In the beginning of my program, I often asked myself why did it take me so long to find AA? I’d become a bit envious and in awe when I’d hear that members were celebrating their 5, 10, 20, 30, 38. and more years of sobriety. I soon realized that because of my stubbornness and self-centeredness, it took me longer than others to accept that I had a problem.
When I came to AA, I learned about acceptance through the Serenity Prayer. Acceptance is key for me. I accepted that I was an alcoholic and could not manage my own life. I tried to control my drinking for at least 25 years, and I tried to control my kids, husband, and anyone else that appeared interested in what I had to say.
My sponsor told me that first I had to put the drink down – that was hard – but I was desperate and was willing to accept anything in order to stop. At this point, I was scared that I would not be able to stop. I shared this in my second meeting, and I heard you say. One day at a time. I thought One day? I don’t know if I can go one hour.

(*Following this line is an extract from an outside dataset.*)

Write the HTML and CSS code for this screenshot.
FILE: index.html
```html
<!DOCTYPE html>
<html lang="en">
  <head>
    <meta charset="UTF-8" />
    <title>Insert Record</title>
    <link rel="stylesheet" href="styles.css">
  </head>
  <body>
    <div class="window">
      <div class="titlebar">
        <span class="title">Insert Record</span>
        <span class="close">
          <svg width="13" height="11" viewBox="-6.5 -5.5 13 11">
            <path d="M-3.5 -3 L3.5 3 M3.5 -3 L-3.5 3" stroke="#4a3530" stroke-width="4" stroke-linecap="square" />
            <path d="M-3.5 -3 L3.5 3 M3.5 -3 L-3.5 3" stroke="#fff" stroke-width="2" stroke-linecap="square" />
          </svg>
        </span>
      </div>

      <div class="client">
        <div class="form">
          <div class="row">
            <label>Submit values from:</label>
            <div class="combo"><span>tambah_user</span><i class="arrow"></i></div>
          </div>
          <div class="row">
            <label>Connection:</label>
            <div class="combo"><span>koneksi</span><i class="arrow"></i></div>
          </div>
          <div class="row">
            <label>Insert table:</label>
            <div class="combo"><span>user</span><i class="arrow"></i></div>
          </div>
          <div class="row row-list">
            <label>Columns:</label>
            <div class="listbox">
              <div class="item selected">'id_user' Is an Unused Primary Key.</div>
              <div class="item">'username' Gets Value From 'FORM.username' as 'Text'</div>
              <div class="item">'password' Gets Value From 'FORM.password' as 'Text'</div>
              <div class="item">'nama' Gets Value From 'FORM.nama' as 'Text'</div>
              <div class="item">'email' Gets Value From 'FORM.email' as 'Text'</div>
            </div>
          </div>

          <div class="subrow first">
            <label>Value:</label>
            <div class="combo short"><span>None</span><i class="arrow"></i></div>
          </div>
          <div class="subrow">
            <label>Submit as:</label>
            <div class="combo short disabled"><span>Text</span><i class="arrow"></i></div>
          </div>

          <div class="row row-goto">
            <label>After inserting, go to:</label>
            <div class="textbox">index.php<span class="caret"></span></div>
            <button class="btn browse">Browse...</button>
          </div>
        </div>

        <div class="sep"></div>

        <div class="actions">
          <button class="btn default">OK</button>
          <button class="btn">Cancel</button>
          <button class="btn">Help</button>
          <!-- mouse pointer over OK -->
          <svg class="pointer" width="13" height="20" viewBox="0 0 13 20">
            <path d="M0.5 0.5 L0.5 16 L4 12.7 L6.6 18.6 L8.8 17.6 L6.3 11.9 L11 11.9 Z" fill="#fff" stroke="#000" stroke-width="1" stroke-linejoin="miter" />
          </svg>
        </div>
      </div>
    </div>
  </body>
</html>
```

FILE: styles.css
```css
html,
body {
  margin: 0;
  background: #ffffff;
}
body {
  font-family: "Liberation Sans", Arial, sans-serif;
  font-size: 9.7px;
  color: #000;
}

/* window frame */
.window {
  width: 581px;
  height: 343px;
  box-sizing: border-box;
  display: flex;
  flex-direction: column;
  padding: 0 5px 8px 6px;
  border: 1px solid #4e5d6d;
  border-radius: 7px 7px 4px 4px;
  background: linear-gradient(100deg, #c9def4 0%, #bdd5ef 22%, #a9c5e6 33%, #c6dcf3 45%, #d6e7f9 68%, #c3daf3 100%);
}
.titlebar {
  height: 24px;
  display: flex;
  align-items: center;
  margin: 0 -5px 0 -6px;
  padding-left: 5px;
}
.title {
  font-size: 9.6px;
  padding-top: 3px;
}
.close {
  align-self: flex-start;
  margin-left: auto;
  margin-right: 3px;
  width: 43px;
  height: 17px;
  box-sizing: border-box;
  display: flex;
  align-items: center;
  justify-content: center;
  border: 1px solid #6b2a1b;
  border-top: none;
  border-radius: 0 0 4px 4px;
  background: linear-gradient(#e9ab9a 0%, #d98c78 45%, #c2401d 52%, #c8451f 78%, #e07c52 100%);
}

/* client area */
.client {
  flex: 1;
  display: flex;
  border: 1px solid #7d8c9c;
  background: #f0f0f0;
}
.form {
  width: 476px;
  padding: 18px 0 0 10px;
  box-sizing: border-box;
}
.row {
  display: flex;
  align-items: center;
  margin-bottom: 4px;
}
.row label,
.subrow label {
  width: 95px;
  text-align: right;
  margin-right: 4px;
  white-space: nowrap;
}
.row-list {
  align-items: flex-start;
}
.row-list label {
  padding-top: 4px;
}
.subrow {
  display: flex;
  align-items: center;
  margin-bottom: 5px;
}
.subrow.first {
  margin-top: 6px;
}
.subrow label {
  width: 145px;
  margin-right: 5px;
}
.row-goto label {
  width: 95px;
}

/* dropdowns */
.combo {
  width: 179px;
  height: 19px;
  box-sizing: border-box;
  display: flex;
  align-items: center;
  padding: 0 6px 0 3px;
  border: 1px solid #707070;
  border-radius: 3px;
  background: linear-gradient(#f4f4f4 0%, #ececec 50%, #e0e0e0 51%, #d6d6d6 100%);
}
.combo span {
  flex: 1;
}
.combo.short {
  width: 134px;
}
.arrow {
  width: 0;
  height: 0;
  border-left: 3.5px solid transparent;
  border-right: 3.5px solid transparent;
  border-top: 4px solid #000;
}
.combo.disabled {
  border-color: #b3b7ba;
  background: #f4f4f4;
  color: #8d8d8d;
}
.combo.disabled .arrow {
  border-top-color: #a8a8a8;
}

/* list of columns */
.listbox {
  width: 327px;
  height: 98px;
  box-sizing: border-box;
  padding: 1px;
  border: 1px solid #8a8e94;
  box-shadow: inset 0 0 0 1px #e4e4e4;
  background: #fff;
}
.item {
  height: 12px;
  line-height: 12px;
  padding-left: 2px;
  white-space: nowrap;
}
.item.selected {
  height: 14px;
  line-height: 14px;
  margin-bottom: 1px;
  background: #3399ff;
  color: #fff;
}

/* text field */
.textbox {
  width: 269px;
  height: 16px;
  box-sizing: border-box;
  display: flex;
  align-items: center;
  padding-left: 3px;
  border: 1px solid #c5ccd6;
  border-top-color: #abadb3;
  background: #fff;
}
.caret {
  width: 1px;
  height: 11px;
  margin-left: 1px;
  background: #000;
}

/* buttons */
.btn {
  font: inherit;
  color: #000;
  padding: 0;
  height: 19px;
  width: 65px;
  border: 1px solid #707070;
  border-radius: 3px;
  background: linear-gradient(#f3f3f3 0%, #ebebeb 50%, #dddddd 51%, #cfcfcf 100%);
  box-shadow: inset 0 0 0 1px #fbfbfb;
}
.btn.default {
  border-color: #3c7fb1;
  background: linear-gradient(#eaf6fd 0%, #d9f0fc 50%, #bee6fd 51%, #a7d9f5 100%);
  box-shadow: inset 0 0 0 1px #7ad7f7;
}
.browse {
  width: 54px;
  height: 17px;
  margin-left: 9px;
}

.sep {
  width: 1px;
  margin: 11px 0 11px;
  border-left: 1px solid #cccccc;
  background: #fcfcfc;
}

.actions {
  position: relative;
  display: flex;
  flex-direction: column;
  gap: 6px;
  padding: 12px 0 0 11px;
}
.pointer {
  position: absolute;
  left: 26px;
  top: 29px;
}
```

I accepted that there was no other way, and if I wanted what you had, I needed to try. As the fog began to lift and I began to work my program, I understood that acceptance was key for my sobriety. You are teaching me to accept the fact that I don’t have control over anyone or anything. Only God has all the power and control.
I apply acceptance on whatever comes my way on a daily basis. The Serenity Prayer, my daily mass, and The Third and Seventh Step Prayers get me through those difficult moments and to live life on life’s terms.
Being accepting helps me keep peace of mind; my relationships have improved; and I am more positive and try to keep my side of the street clean. I claim spiritual progress rather than spiritual perfection.